We must see Australian Open tennis stars at their best, not at 4am
Isn’t it beautiful being able to watch Australian Open tennis at 4:30pm in the United Kingdom? Well, actually it isn’t.
While we in the UK can enjoy Andy Murray on a Thursday afternoon, or Victoria Azarenka yesterday at 2pm, those athletes are playing deep into the morning. That’s not right.
Yes, the hours suit those of us on our sofas in the afternoon but they simply cannot bring the best out of the athletes on the other side of the world competing at the highest level.
Take former world No1 Murray, for example: 35 years old, with a metal hip and competing into the early hours in his third round match. He finished later than most Gen Z partiers would have got home from the club.
He, like the umpire and ball kids, were denied rest and toilet breaks throughout the match, which lasted five hours.
Tennis is a sport where the smallest lapses in concentration can be decisive in the final result – and we’re forcing this on players for our own enjoyment.
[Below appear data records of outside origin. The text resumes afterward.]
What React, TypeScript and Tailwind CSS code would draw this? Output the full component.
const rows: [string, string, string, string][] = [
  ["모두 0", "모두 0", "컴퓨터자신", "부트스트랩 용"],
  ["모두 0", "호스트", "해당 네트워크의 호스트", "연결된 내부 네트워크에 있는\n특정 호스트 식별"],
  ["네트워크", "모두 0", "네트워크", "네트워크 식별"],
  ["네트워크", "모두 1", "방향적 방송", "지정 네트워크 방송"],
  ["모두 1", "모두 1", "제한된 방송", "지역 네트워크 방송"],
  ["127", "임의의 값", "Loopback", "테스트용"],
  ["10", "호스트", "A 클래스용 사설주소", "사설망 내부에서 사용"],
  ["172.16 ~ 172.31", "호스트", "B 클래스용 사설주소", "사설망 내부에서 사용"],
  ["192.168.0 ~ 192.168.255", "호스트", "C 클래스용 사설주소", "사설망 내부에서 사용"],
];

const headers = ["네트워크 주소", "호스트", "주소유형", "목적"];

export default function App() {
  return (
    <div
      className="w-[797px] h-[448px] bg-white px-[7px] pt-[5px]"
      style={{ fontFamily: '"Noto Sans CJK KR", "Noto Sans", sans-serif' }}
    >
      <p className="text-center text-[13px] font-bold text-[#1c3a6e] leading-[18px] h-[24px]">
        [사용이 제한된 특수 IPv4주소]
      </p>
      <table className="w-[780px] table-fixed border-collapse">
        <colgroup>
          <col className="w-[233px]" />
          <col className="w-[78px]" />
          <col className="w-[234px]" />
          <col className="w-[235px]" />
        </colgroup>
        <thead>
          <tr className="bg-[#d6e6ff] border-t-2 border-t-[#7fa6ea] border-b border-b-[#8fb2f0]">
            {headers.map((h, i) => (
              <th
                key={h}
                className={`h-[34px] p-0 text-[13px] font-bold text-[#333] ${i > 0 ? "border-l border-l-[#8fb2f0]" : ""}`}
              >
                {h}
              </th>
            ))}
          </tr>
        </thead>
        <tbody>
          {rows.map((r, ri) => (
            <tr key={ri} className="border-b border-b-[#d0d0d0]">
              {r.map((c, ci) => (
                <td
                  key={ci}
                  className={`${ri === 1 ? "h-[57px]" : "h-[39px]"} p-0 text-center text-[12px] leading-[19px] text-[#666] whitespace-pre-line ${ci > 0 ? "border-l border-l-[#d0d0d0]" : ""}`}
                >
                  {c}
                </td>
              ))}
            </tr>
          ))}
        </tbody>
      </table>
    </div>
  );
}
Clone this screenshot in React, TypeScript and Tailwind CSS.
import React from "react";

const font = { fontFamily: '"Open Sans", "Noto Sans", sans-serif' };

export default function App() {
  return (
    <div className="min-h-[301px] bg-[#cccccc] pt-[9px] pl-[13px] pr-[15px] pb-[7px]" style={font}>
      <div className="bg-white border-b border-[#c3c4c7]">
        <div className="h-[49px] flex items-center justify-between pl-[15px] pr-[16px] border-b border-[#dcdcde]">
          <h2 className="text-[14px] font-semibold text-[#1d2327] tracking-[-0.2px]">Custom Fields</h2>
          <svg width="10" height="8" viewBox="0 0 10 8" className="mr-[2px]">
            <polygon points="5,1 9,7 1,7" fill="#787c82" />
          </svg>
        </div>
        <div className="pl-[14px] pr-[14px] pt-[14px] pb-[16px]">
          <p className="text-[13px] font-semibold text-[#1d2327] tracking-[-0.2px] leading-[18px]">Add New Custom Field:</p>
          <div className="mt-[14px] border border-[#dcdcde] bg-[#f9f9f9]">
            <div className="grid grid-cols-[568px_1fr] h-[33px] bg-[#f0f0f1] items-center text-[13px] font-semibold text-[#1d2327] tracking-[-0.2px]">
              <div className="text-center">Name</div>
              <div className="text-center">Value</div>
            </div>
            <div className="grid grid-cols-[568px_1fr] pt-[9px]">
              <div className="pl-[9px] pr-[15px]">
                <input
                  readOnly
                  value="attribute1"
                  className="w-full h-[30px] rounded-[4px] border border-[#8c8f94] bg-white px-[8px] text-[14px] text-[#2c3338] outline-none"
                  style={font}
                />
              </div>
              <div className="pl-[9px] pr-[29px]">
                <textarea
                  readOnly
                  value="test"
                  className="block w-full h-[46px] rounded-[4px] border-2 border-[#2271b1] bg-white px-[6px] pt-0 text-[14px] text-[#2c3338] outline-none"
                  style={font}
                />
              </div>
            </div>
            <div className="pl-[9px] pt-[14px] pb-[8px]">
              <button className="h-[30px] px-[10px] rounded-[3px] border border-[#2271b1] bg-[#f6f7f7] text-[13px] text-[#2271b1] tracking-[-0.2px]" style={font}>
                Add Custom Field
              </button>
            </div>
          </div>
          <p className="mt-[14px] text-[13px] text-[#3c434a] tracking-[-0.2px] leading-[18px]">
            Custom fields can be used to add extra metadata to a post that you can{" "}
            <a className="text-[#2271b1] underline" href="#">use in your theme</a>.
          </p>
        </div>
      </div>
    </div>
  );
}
It’s not right.
Tennis needs to market itself better. We may have seen that with the release of Break Point – from which all 10 major participants are now out of the Australian Open – but forcing athletes to compete when they’re knackered is not the answer.
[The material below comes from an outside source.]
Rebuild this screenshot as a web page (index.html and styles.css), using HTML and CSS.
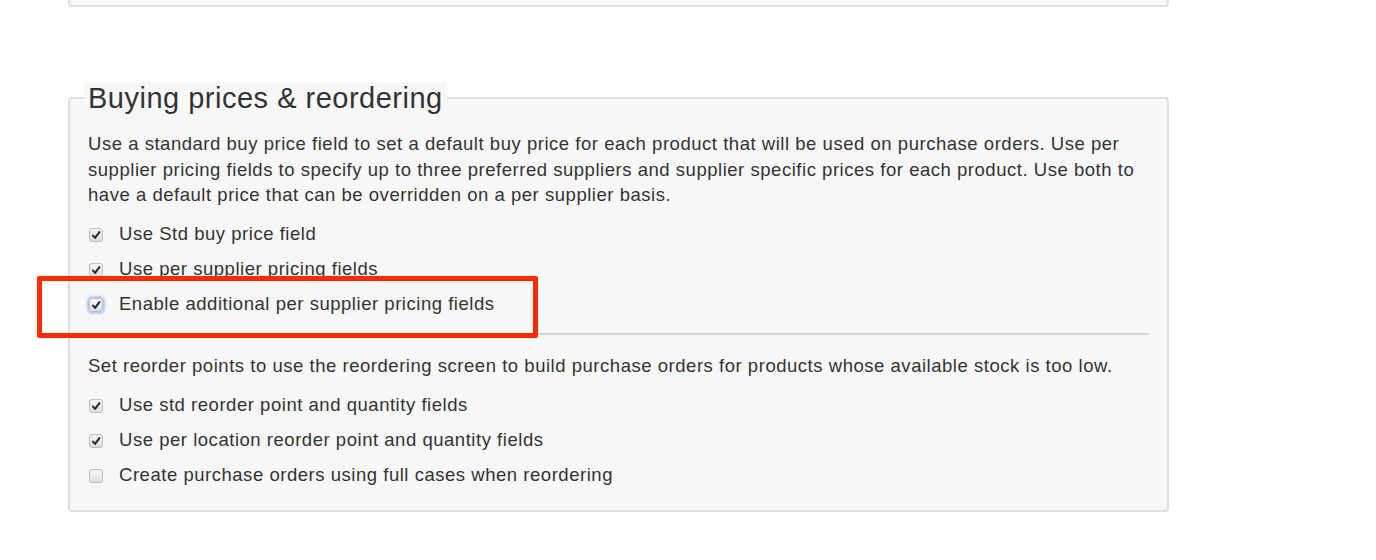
FILE: index.html
```html
<!DOCTYPE html>
<html>
<head>
<meta charset="utf-8">
<link rel="stylesheet" href="styles.css">
</head>
<body>
<div class="wrap">
  <div class="top-panel"></div>
  <fieldset class="panel">
    <legend>Buying prices &amp; reordering</legend>
    <p class="desc">Use a standard buy price field to set a default buy price for each product that will be used on purchase orders. Use per supplier pricing fields to specify up to three preferred suppliers and supplier specific prices for each product. Use both to have a default price that can be overridden on a per supplier basis.</p>
    <div class="opts">
      <label class="opt"><span class="box on"><svg viewBox="0 0 10 10"><path d="M2 5.6 L4.1 7.9 L8.4 2.2" /></svg></span>Use Std buy price field</label>
      <label class="opt"><span class="box on"><svg viewBox="0 0 10 10"><path d="M2 5.6 L4.1 7.9 L8.4 2.2" /></svg></span>Use per supplier pricing fields</label>
      <label class="opt"><span class="box on focus"><svg viewBox="0 0 10 10"><path d="M2 5.6 L4.1 7.9 L8.4 2.2" /></svg></span>Enable additional per supplier pricing fields</label>
    </div>
    <hr class="sep">
    <p class="desc2">Set reorder points to use the reordering screen to build purchase orders for products whose available stock is too low.</p>
    <div class="opts">
      <label class="opt"><span class="box on"><svg viewBox="0 0 10 10"><path d="M2 5.6 L4.1 7.9 L8.4 2.2" /></svg></span>Use std reorder point and quantity fields</label>
      <label class="opt"><span class="box on"><svg viewBox="0 0 10 10"><path d="M2 5.6 L4.1 7.9 L8.4 2.2" /></svg></span>Use per location reorder point and quantity fields</label>
      <label class="opt"><span class="box"></span>Create purchase orders using full cases when reordering</label>
    </div>
  </fieldset>
  <div class="highlight"></div>
</div>
</body>
</html>
```
FILE: styles.css
```css
html, body {
  margin: 0;
  padding: 0;
  background: #fff;
}
body {
  font-family: "Liberation Sans", Arial, sans-serif;
  color: #333;
  font-size: 18.5px;
  letter-spacing: 0.53px;
}
.wrap {
  position: relative;
  margin-left: 68px;
  width: 1101px;
}
.top-panel {
  margin-top: -30px;
  height: 33px;
  background: #f7f7f7;
  border: 2px solid #dedede;
  border-radius: 4px;
  box-sizing: content-box;
}
.panel {
  margin: 75px 0 0 0;
  padding: 0 18px 18px 18px;
  border: 2px solid #dedede;
  border-radius: 4px;
  background: #f7f7f7;
  min-width: 0;
}
.panel legend {
  font-size: 29px;
  line-height: 32px;
  letter-spacing: 0.5px;
  padding: 0 4px;
  margin-left: -4px;
  background: #f7f7f7;
  border-radius: 4px;
  color: #333;
}
.desc, .desc2 {
  margin: 0;
  line-height: 25.5px;
}
.desc {
  margin-top: 17px;
}
.opts {
  display: flex;
  flex-direction: column;
}
.desc + .opts {
  margin-top: 9px;
}
.desc2 + .opts {
  margin-top: 9px;
}
.opt {
  display: flex;
  align-items: center;
  height: 35px;
  line-height: 20px;
}
.box {
  width: 12px;
  height: 12px;
  margin: 2px 16px 0 1px;
  border: 1px solid #bcbcbc;
  border-radius: 3px;
  background: linear-gradient(#f5f5f5, #dedede);
  display: flex;
  align-items: center;
  justify-content: center;
  flex: none;
}
.box svg {
  width: 10px;
  height: 10px;
}
.box svg path {
  fill: none;
  stroke: #2b2b2b;
  stroke-width: 2.1;
  stroke-linecap: round;
  stroke-linejoin: round;
}
.box.focus {
  box-shadow: 0 0 2px 2px rgba(120, 170, 235, 0.55);
}
.sep {
  border: 0;
  border-top: 2px solid #d6d6d6;
  margin: 11px 0 0 0;
}
.desc2 {
  margin-top: 18px;
}
.highlight {
  position: absolute;
  left: -31px;
  top: 306px;
  width: 491px;
  height: 52px;
  border: 5px solid #ff2a00;
  border-radius: 2px;
}
```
And while Murray’s epic win last week saw a mostly full Rod Laver Arena, last night’s Azarenka duel drew, at most, a couple of thousand spectators.
Too much Australian Open?
Because there is such a thing as too much tennis in a day.
The Australian Open should look to organise its schedule better, whereby a potential women’s three-set match doesn’t follow two men’s matches in which fans could be in for 10 sets.
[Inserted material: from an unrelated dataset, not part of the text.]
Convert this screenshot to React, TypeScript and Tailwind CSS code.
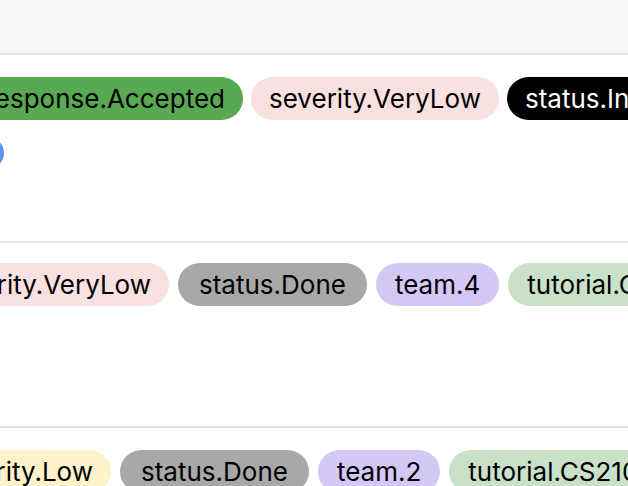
import React from "react";

type PillProps = { text: string; cls: string };

function Pill({ text, cls }: PillProps) {
  return (
    <span
      className={`shrink-0 h-[43px] flex items-center rounded-full text-[26px] leading-none whitespace-nowrap ${cls}`}
    >
      {text}
    </span>
  );
}

function Lead({ width, children }: { width: string; children: React.ReactNode }) {
  return <div className={`shrink-0 flex justify-end ${width}`}>{children}</div>;
}

export default function App() {
  return (
    <div
      className="w-[628px] h-[486px] overflow-hidden bg-white text-black"
      style={{ fontFamily: "Inter, 'Noto Sans', sans-serif" }}
    >
      <div className="h-[55px] bg-[#f6f7f9] border-b-2 border-[#e0e3e7]" />

      <div className="h-[188px] pt-[22px] border-b-2 border-[#e0e3e7]">
        <div className="flex gap-[8px]">
          <Lead width="w-[243px]">
            <Pill text="response.Accepted" cls="px-[18px] bg-[#58a952] text-black" />
          </Lead>
          <Pill text="severity.VeryLow" cls="px-[18px] bg-[#f9e0e1] text-black" />
          <Pill text="status.InProgress" cls="px-[18px] bg-black text-white" />
        </div>
        <div className="mt-[17px] flex">
          <div className="shrink-0 w-[32px] h-[32px] rounded-full bg-[#5b94f3] ml-[-28px]" />
        </div>
      </div>

      <div className="h-[185px] pt-[20px] border-b-2 border-[#e0e3e7]">
        <div className="flex gap-[9px]">
          <Lead width="w-[169px]">
            <Pill text="severity.VeryLow" cls="px-[18px] bg-[#f9e0e1] text-black" />
          </Lead>
          <Pill text="status.Done" cls="px-[21px] bg-[#a8a8a8] text-black" />
          <Pill text="team.4" cls="px-[19px] bg-[#d4c8f6] text-black" />
          <Pill text="tutorial.CS2103" cls="px-[19px] bg-[#c9e1c9] text-black" />
        </div>
      </div>

      <div className="pt-[22px]">
        <div className="flex gap-[9px]">
          <Lead width="w-[111px]">
            <Pill text="severity.Low" cls="px-[18px] bg-[#fdf2c9] text-black" />
          </Lead>
          <Pill text="status.Done" cls="px-[21px] bg-[#a8a8a8] text-black" />
          <Pill text="team.2" cls="px-[19px] bg-[#d4c8f6] text-black" />
          <Pill text="tutorial.CS2103" cls="px-[19px] bg-[#c9e1c9] text-black" />
        </div>
      </div>
    </div>
  );
}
Make the women’s match the star of any given session and pair it with a doubles match, offering fans a different style of tennis, or a legends match, where you could relax the atmosphere for those watching.
The long nights and stacked schedule timings don’t help anyone except us Brits who wake up and fancy listening to or watching something on our commute.
Athletes should be at the forefront of any plans – we rarely see a late finish at the French Open or at Wimbledon, for example.
And of course time zone management is a key element of planning at the Australian Open – the isolated location Down Under doesn’t lend itself to the other major tennis-playing nations – but that shouldn’t trump all else.
In an era where we are seeing the greats less and less – and soon never at all – tennis bigwigs must do all they can to ensure fans still want to go to the Grand Slams and big tour events to watch the new stars of the sport in person.
That starts with matches finishing at a reasonable time.
I love tennis and I love the battles, but I don’t see how I will continue to love the game when its biggest stars are playing at below their best because it’s 3am wherever they’re serving.